Ruple’s affidavit testimony was admissible to the extent it supplemented his

prior testimony.

{¶ 7} The trial court did not abuse its discretion in rendering its

decision. The Ohio Supreme Court has held “that an affidavit of a party

opposing summary judgment that contradicts former deposition testimony of

that party may not, without sufficient explanation, create a genuine issue of

material fact to defeat a motion for summary judgment.” Byrd v. Smith, 110

Ohio St.3d 24, 2006-Ohio-3455, paragraph three of the syllabus.

{¶ 8} Therefore, where Ruple’s affidavit contradicts his deposition

testimony without explanation, the court appropriately struck those portions

of Ruple’s affidavit that contradict his prior testimony without explanation.

To the extent Ruple contends that his affidavit contained supplemental

testimony, the court did not strike those portions of it.

{¶ 9} The fourth assignment of error is overruled.

{¶ 10} The first three assignments of error are stated as follows: {¶ 11} “I. The trial court erred in granting summary judgment as to the

existence of a contract between Ruple and Midwest.”

{¶ 12} “II. The trial court erred in granting summary judgment as to

the claims of promissory estoppel of Ruple and CVSE against Midwest and

Manos.”

{¶ 13} “III. Summary judgment should not have been granted on the

intentional misrepresentation claim as the facts which form the basis of this

claim do not also form the basis of the breach of contract claim.”

{¶ 14} Summary judgment is appropriate where it appears that: (1)
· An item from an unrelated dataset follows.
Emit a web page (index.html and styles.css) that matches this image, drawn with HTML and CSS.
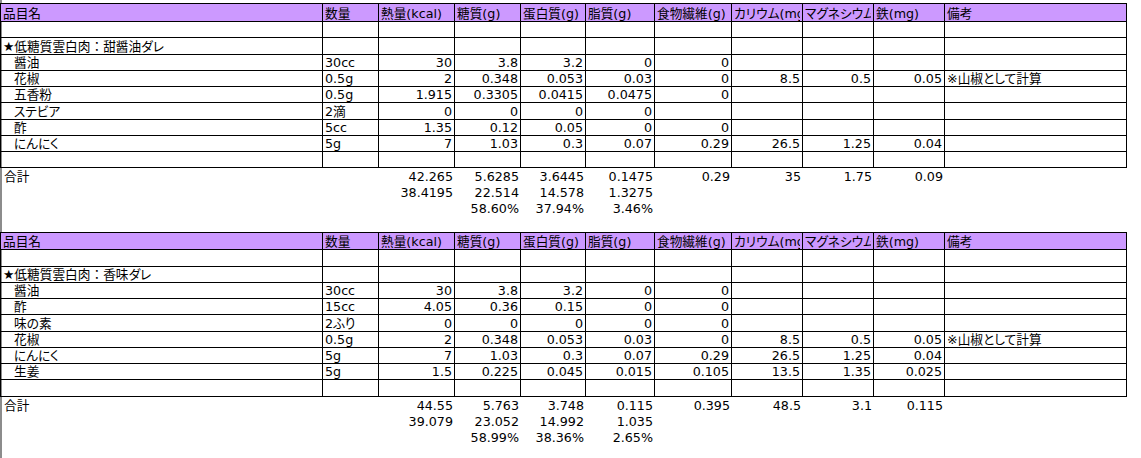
FILE: index.html
```html
<!DOCTYPE html>
<html lang="ja">
<head>
<meta charset="utf-8">
<title>低糖質雲白肉</title>
<link rel="stylesheet" href="styles.css">
</head>
<body>
<div class="sheet">

  <div class="tbl">
    <div class="row head">
      <div class="c">品目名</div><div class="c">数量</div><div class="c">熱量(kcal)</div><div class="c">糖質(g)</div><div class="c">蛋白質(g)</div><div class="c">脂質(g)</div><div class="c">食物繊維(g)</div><div class="c"><span class="clip">カリウム(mg)</span></div><div class="c"><span class="clip">マグネシウム(mg)</span></div><div class="c">鉄(mg)</div><div class="c">備考</div>
    </div>
    <div class="row">
      <div class="c"></div><div class="c"></div><div class="c"></div><div class="c"></div><div class="c"></div><div class="c"></div><div class="c"></div><div class="c"></div><div class="c"></div><div class="c"></div><div class="c"></div>
    </div>
    <div class="row">
      <div class="c">★低糖質雲白肉<span class="fw">：</span>甜醤油ダレ</div><div class="c"></div><div class="c"></div><div class="c"></div><div class="c"></div><div class="c"></div><div class="c"></div><div class="c"></div><div class="c"></div><div class="c"></div><div class="c"></div>
    </div>
    <div class="row">
      <div class="c ind">醤油</div><div class="c">30cc</div><div class="c n">30</div><div class="c n">3.8</div><div class="c n">3.2</div><div class="c n">0</div><div class="c n">0</div><div class="c n"></div><div class="c n"></div><div class="c n"></div><div class="c"></div>
    </div>
    <div class="row">
      <div class="c ind">花椒</div><div class="c">0.5g</div><div class="c n">2</div><div class="c n">0.348</div><div class="c n">0.053</div><div class="c n">0.03</div><div class="c n">0</div><div class="c n">8.5</div><div class="c n">0.5</div><div class="c n">0.05</div><div class="c">※山椒として計算</div>
    </div>
    <div class="row">
      <div class="c ind">五香粉</div><div class="c">0.5g</div><div class="c n">1.915</div><div class="c n">0.3305</div><div class="c n">0.0415</div><div class="c n">0.0475</div><div class="c n">0</div><div class="c n"></div><div class="c n"></div><div class="c n"></div><div class="c"></div>
    </div>
    <div class="row">
      <div class="c ind">ステビア</div><div class="c">2滴</div><div class="c n">0</div><div class="c n">0</div><div class="c n">0</div><div class="c n">0</div><div class="c n"></div><div class="c n"></div><div class="c n"></div><div class="c n"></div><div class="c"></div>
    </div>
    <div class="row">
      <div class="c ind">酢</div><div class="c">5cc</div><div class="c n">1.35</div><div class="c n">0.12</div><div class="c n">0.05</div><div class="c n">0</div><div class="c n">0</div><div class="c n"></div><div class="c n"></div><div class="c n"></div><div class="c"></div>
    </div>
    <div class="row">
      <div class="c ind">にんにく</div><div class="c">5g</div><div class="c n">7</div><div class="c n">1.03</div><div class="c n">0.3</div><div class="c n">0.07</div><div class="c n">0.29</div><div class="c n">26.5</div><div class="c n">1.25</div><div class="c n">0.04</div><div class="c"></div>
    </div>
    <div class="row">
      <div class="c"></div><div class="c"></div><div class="c"></div><div class="c"></div><div class="c"></div><div class="c"></div><div class="c"></div><div class="c"></div><div class="c"></div><div class="c"></div><div class="c"></div>
    </div>
  </div>

  <div class="totals">
    <div class="row">
      <div class="c">合計</div><div class="c"></div><div class="c n">42.265</div><div class="c n">5.6285</div><div class="c n">3.6445</div><div class="c n">0.1475</div><div class="c n">0.29</div><div class="c n">35</div><div class="c n">1.75</div><div class="c n">0.09</div><div class="c"></div>
    </div>
    <div class="row">
      <div class="c"></div><div class="c"></div><div class="c n">38.4195</div><div class="c n">22.514</div><div class="c n">14.578</div><div class="c n">1.3275</div><div class="c"></div><div class="c"></div><div class="c"></div><div class="c"></div><div class="c"></div>
    </div>
    <div class="row">
      <div class="c"></div><div class="c"></div><div class="c"></div><div class="c n">58.60%</div><div class="c n">37.94%</div><div class="c n">3.46%</div><div class="c"></div><div class="c"></div><div class="c"></div><div class="c"></div><div class="c"></div>
    </div>
    <div class="row">
      <div class="c"></div>
    </div>
  </div>

  <div class="tbl">
    <div class="row head head2">
      <div class="c">品目名</div><div class="c">数量</div><div class="c">熱量(kcal)</div><div class="c">糖質(g)</div><div class="c">蛋白質(g)</div><div class="c">脂質(g)</div><div class="c">食物繊維(g)</div><div class="c"><span class="clip">カリウム(mg)</span></div><div class="c"><span class="clip">マグネシウム(mg)</span></div><div class="c">鉄(mg)</div><div class="c">備考</div>
    </div>
    <div class="row">
      <div class="c"></div><div class="c"></div><div class="c"></div><div class="c"></div><div class="c"></div><div class="c"></div><div class="c"></div><div class="c"></div><div class="c"></div><div class="c"></div><div class="c"></div>
    </div>
    <div class="row">
      <div class="c">★低糖質雲白肉<span class="fw">：</span>香味ダレ</div><div class="c"></div><div class="c"></div><div class="c"></div><div class="c"></div><div class="c"></div><div class="c"></div><div class="c"></div><div class="c"></div><div class="c"></div><div class="c"></div>
    </div>
    <div class="row">
      <div class="c ind">醤油</div><div class="c">30cc</div><div class="c n">30</div><div class="c n">3.8</div><div class="c n">3.2</div><div class="c n">0</div><div class="c n">0</div><div class="c n"></div><div class="c n"></div><div class="c n"></div><div class="c"></div>
    </div>
    <div class="row">
      <div class="c ind">酢</div><div class="c">15cc</div><div class="c n">4.05</div><div class="c n">0.36</div><div class="c n">0.15</div><div class="c n">0</div><div class="c n">0</div><div class="c n"></div><div class="c n"></div><div class="c n"></div><div class="c"></div>
    </div>
    <div class="row">
      <div class="c ind">味の素</div><div class="c">2ふり</div><div class="c n">0</div><div class="c n">0</div><div class="c n">0</div><div class="c n">0</div><div class="c n">0</div><div class="c n"></div><div class="c n"></div><div class="c n"></div><div class="c"></div>
    </div>
    <div class="row">
      <div class="c ind">花椒</div><div class="c">0.5g</div><div class="c n">2</div><div class="c n">0.348</div><div class="c n">0.053</div><div class="c n">0.03</div><div class="c n">0</div><div class="c n">8.5</div><div class="c n">0.5</div><div class="c n">0.05</div><div class="c">※山椒として計算</div>
    </div>
    <div class="row">
      <div class="c ind">にんにく</div><div class="c">5g</div><div class="c n">7</div><div class="c n">1.03</div><div class="c n">0.3</div><div class="c n">0.07</div><div class="c n">0.29</div><div class="c n">26.5</div><div class="c n">1.25</div><div class="c n">0.04</div><div class="c"></div>
    </div>
    <div class="row">
      <div class="c ind">生姜</div><div class="c">5g</div><div class="c n">1.5</div><div class="c n">0.225</div><div class="c n">0.045</div><div class="c n">0.015</div><div class="c n">0.105</div><div class="c n">13.5</div><div class="c n">1.35</div><div class="c n">0.025</div><div class="c"></div>
    </div>
    <div class="row">
      <div class="c"></div><div class="c"></div><div class="c"></div><div class="c"></div><div class="c"></div><div class="c"></div><div class="c"></div><div class="c"></div><div class="c"></div><div class="c"></div><div class="c"></div>
    </div>
  </div>

  <div class="totals">
    <div class="row">
      <div class="c">合計</div><div class="c"></div><div class="c n">44.55</div><div class="c n">5.763</div><div class="c n">3.748</div><div class="c n">0.115</div><div class="c n">0.395</div><div class="c n">48.5</div><div class="c n">3.1</div><div class="c n">0.115</div><div class="c"></div>
    </div>
    <div class="row">
      <div class="c"></div><div class="c"></div><div class="c n">39.079</div><div class="c n">23.052</div><div class="c n">14.992</div><div class="c n">1.035</div><div class="c"></div><div class="c"></div><div class="c"></div><div class="c"></div><div class="c"></div>
    </div>
    <div class="row">
      <div class="c"></div><div class="c"></div><div class="c"></div><div class="c n">58.99%</div><div class="c n">38.36%</div><div class="c n">2.65%</div><div class="c"></div><div class="c"></div><div class="c"></div><div class="c"></div><div class="c"></div>
    </div>
  </div>

</div>
</body>
</html>
```

FILE: styles.css
```css
html, body {
  margin: 0;
  padding: 0;
  background: #ffffff;
}

body {
  font-family: "DejaVu Sans", "Noto Sans CJK JP", sans-serif;
  font-size: 12.7px;
  color: #000000;
  width: 1141px;
  height: 458px;
  overflow: hidden;
  font-feature-settings: "palt" 1;
}

.sheet {
  box-sizing: border-box;
  height: 458px;
  padding-top: 3px;
  border-left: 2px solid #8c8c8c;
}

.tbl {
  margin-left: -2px;
  width: 1127px;
  border-top: 1px solid #000000;
}

.row {
  display: grid;
  grid-template-columns: 323px 56px 76px 66px 65px 69px 77px 71px 71px 71px 182px;
  height: 16.25px;
  box-sizing: border-box;
}

.c {
  box-sizing: border-box;
  display: flex;
  align-items: flex-end;
  padding: 0 2px;
  line-height: 15px;
  white-space: nowrap;
  overflow: hidden;
  min-width: 0;
}

.clip {
  display: block;
  min-width: 0;
  max-width: 100%;
  overflow: hidden;
  white-space: nowrap;
}

.fw {
  font-feature-settings: normal;
}

.tbl .c {
  border-right: 1px solid #000000;
  border-bottom: 1px solid #000000;
}

.tbl .c:first-child {
  border-left: 1px solid #000000;
  padding-left: 2px;
}

.head {
  height: 18px;
  background: #cc99ff;
}

.head2 {
  height: 17px;
}

.n {
  justify-content: flex-end;
}

.ind {
  padding-left: 13px;
}

.tbl .c.ind:first-child {
  padding-left: 13px;
}

.totals {
  margin-left: -2px;
}

.totals .row {
  height: 16px;
}

.totals .c:first-child {
  padding-left: 4px;
}
```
there is no genuine issue as to any material fact; (2) the moving party is

entitled to judgment as a matter of law; and (3) reasonable minds can come to

but one conclusion, and that conclusion is adverse to the party against whom

the motion for summary judgment is made, who is entitled to have the

evidence construed most strongly in his favor. Harless v. Willis Day

Warehousing Co., Inc. (1978), 54 Ohio St.2d 64, 66, 375 N.E.2d 46; Civ.R.

56(C).

{¶ 15} The burden is on the movant to show that no genuine issue of

material fact exists. Id. Conclusory assertions that the nonmovant has no

evidence to prove its case are insufficient; the movant must specifically point

to evidence contained within the pleadings, depositions, answers to

interrogatories, written admissions, affidavits, etc., which affirmatively demonstrate that the nonmovant has no evidence to support his claims.
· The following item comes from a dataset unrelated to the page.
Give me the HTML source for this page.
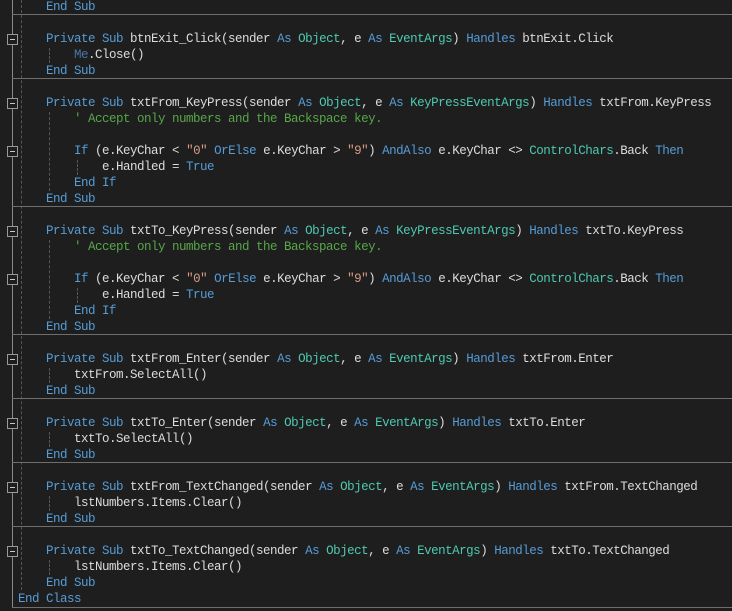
<!DOCTYPE html>
<html><head><meta charset="utf-8"><style>
html,body{margin:0;padding:0;background:#1e1e1e;width:732px;height:611px;overflow:hidden;position:relative}
.l{position:absolute;left:18px;height:16px;line-height:16px;font-family:"Liberation Mono",monospace;font-size:12.5px;letter-spacing:-0.5px;color:#dcdcdc;white-space:pre}
.k{color:#569cd6}.t{color:#4ec9b0}.c{color:#57a64a}.s{color:#d69d85}.m{color:#4a76a8}
.sep{position:absolute;left:12px;right:0;height:1px;background:#6e6e6e}
.vl{position:absolute;left:12px;width:1px;background:#8a8a8a}
.dv{position:absolute;width:0;border-left:1px dashed #555}
.fb{position:absolute;left:7px;width:9px;height:9px;border:1px solid #9a9a9a;background:#1e1e1e}
.fb:after{content:"";position:absolute;left:2px;top:4px;width:5px;height:1px;background:#c8c8c8}
</style></head><body>
<div class="vl" style="top:0;height:608px"></div>
<div class="dv" style="left:21px;top:0;height:590px"></div>
<div class="sep" style="top:14px"></div>
<div class="sep" style="top:78px"></div>
<div class="sep" style="top:206px"></div>
<div class="sep" style="top:334px"></div>
<div class="sep" style="top:398px"></div>
<div class="sep" style="top:462px"></div>
<div class="sep" style="top:526px"></div>
<div class="sep" style="top:607px"></div>
<div class="dv" style="left:49px;top:48px;height:15px"></div>
<div class="dv" style="left:49px;top:112px;height:79px"></div>
<div class="dv" style="left:77px;top:160px;height:15px"></div>
<div class="dv" style="left:49px;top:240px;height:79px"></div>
<div class="dv" style="left:77px;top:288px;height:15px"></div>
<div class="dv" style="left:49px;top:368px;height:15px"></div>
<div class="dv" style="left:49px;top:432px;height:15px"></div>
<div class="dv" style="left:49px;top:496px;height:15px"></div>
<div class="dv" style="left:49px;top:560px;height:15px"></div>
<div class="fb" style="top:34px"></div>
<div class="fb" style="top:98px"></div>
<div class="fb" style="top:146px"></div>
<div class="fb" style="top:226px"></div>
<div class="fb" style="top:274px"></div>
<div class="fb" style="top:354px"></div>
<div class="fb" style="top:418px"></div>
<div class="fb" style="top:482px"></div>
<div class="fb" style="top:546px"></div>

<div class="l" style="top:-1px">    <span class="k">End Sub</span></div>
<div class="l" style="top:31px">    <span class="k">Private Sub</span> btnExit_Click(sender <span class="k">As</span> <span class="t">Object</span>, e <span class="k">As</span> <span class="t">EventArgs</span>) <span class="k">Handles</span> btnExit.Click</div>
<div class="l" style="top:47px">        <span class="m">Me</span>.Close()</div>
<div class="l" style="top:63px">    <span class="k">End Sub</span></div>
<div class="l" style="top:95px">    <span class="k">Private Sub</span> txtFrom_KeyPress(sender <span class="k">As</span> <span class="t">Object</span>, e <span class="k">As</span> <span class="t">KeyPressEventArgs</span>) <span class="k">Handles</span> txtFrom.KeyPress</div>
<div class="l" style="top:111px">        <span class="c">' Accept only numbers and the Backspace key.</span></div>
<div class="l" style="top:143px">        <span class="k">If</span> (e.KeyChar &lt; <span class="s">"0"</span> <span class="k">OrElse</span> e.KeyChar &gt; <span class="s">"9"</span>) <span class="k">AndAlso</span> e.KeyChar &lt;&gt; <span class="t">ControlChars</span>.Back <span class="k">Then</span></div>
<div class="l" style="top:159px">            e.Handled = <span class="k">True</span></div>
<div class="l" style="top:175px">        <span class="k">End If</span></div>
<div class="l" style="top:191px">    <span class="k">End Sub</span></div>
<div class="l" style="top:223px">    <span class="k">Private Sub</span> txtTo_KeyPress(sender <span class="k">As</span> <span class="t">Object</span>, e <span class="k">As</span> <span class="t">KeyPressEventArgs</span>) <span class="k">Handles</span> txtTo.KeyPress</div>
<div class="l" style="top:239px">        <span class="c">' Accept only numbers and the Backspace key.</span></div>
<div class="l" style="top:271px">        <span class="k">If</span> (e.KeyChar &lt; <span class="s">"0"</span> <span class="k">OrElse</span> e.KeyChar &gt; <span class="s">"9"</span>) <span class="k">AndAlso</span> e.KeyChar &lt;&gt; <span class="t">ControlChars</span>.Back <span class="k">Then</span></div>
<div class="l" style="top:287px">            e.Handled = <span class="k">True</span></div>
<div class="l" style="top:303px">        <span class="k">End If</span></div>
<div class="l" style="top:319px">    <span class="k">End Sub</span></div>
<div class="l" style="top:351px">    <span class="k">Private Sub</span> txtFrom_Enter(sender <span class="k">As</span> <span class="t">Object</span>, e <span class="k">As</span> <span class="t">EventArgs</span>) <span class="k">Handles</span> txtFrom.Enter</div>
<div class="l" style="top:367px">        txtFrom.SelectAll()</div>
<div class="l" style="top:383px">    <span class="k">End Sub</span></div>
<div class="l" style="top:415px">    <span class="k">Private Sub</span> txtTo_Enter(sender <span class="k">As</span> <span class="t">Object</span>, e <span class="k">As</span> <span class="t">EventArgs</span>) <span class="k">Handles</span> txtTo.Enter</div>
<div class="l" style="top:431px">        txtTo.SelectAll()</div>
<div class="l" style="top:447px">    <span class="k">End Sub</span></div>
<div class="l" style="top:479px">    <span class="k">Private Sub</span> txtFrom_TextChanged(sender <span class="k">As</span> <span class="t">Object</span>, e <span class="k">As</span> <span class="t">EventArgs</span>) <span class="k">Handles</span> txtFrom.TextChanged</div>
<div class="l" style="top:495px">        lstNumbers.Items.Clear()</div>
<div class="l" style="top:511px">    <span class="k">End Sub</span></div>
<div class="l" style="top:543px">    <span class="k">Private Sub</span> txtTo_TextChanged(sender <span class="k">As</span> <span class="t">Object</span>, e <span class="k">As</span> <span class="t">EventArgs</span>) <span class="k">Handles</span> txtTo.TextChanged</div>
<div class="l" style="top:559px">        lstNumbers.Items.Clear()</div>
<div class="l" style="top:575px">    <span class="k">End Sub</span></div>
<div class="l" style="top:591px"><span class="k">End Class</span></div>
</body></html>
Dresher v. Burt, 75 Ohio St.3d 280, 293, 1996-Ohio-107, 662 N.E.2d 264;

Civ.R. 56(C). Unless the nonmovant then sets forth specific facts showing

there is a genuine issue of material fact for trial, summary judgment will be

granted to the movant.

{¶ 16} An appellate court reviews a trial court’s grant of summary

judgment de novo. Grafton v. Ohio Edison Co. (1996), 77 Ohio St.3d 102, 105,

671 N.E.2d 241.

{¶ 17} The facts set forth below are construed under the applicable

standard.

A. Breach of Contract

{¶ 18} To succeed on a breach of contract claim, a party must prove the

existence of a contract, that party’s performance under the contract, the

opposing party’s breach, and resulting damage. See On Line Logistics, Inc. v.
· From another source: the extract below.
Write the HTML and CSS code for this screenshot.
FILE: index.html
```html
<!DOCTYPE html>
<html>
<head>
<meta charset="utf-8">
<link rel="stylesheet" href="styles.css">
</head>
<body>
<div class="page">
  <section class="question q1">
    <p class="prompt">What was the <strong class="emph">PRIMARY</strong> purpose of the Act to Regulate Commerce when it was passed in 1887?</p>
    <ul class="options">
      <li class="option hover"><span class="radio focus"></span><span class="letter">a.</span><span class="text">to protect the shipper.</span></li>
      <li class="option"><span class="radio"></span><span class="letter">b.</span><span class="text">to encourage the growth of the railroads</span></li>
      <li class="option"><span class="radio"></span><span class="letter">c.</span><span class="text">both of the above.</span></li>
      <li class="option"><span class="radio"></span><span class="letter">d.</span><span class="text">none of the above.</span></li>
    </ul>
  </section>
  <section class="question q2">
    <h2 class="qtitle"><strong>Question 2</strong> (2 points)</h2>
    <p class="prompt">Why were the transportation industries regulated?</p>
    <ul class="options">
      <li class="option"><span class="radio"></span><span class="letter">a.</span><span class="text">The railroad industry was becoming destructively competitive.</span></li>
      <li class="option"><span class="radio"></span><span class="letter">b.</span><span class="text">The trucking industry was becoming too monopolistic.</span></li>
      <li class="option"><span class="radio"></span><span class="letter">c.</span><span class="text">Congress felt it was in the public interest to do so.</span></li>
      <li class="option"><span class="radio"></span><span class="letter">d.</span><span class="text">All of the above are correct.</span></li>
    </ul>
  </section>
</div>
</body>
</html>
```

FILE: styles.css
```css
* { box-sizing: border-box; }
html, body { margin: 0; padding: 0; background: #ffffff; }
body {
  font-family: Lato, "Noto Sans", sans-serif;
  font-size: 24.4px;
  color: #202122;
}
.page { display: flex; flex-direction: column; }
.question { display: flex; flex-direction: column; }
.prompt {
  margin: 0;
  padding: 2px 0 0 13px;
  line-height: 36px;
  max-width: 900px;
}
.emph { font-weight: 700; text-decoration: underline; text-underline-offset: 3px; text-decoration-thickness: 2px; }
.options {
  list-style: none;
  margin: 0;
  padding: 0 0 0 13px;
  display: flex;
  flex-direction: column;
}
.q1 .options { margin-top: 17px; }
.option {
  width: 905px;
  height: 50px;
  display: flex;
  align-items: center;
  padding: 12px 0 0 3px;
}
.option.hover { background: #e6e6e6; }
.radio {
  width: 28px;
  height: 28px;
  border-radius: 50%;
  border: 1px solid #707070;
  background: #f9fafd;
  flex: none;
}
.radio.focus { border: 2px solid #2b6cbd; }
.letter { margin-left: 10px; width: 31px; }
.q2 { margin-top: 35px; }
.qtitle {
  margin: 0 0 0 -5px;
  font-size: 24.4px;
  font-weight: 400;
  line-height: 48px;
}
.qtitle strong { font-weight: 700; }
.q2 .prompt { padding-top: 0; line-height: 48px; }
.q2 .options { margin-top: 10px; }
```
Amerisource Corp., Cuyahoga App. No. 82056, 2003-Ohio-5381, at ¶39. To

prove the existence of a contract, a plaintiff must show that both parties

consented to the terms of the contract, that there was a “meeting of the

minds” of both parties, and that the terms of the contract are definite and

certain. Nilavar v. Osborn (2000), 137 Ohio App.3d 469, 738 N.E.2d 1271,

citing McSweeney v. Jackson (1996), 117 Ohio App.3d 623, 631, 691 N.E.2d

303. {¶ 19} “‘A court cannot enforce a contract unless it can determine what

it is. It is not enough that the parties think that they have made a contract.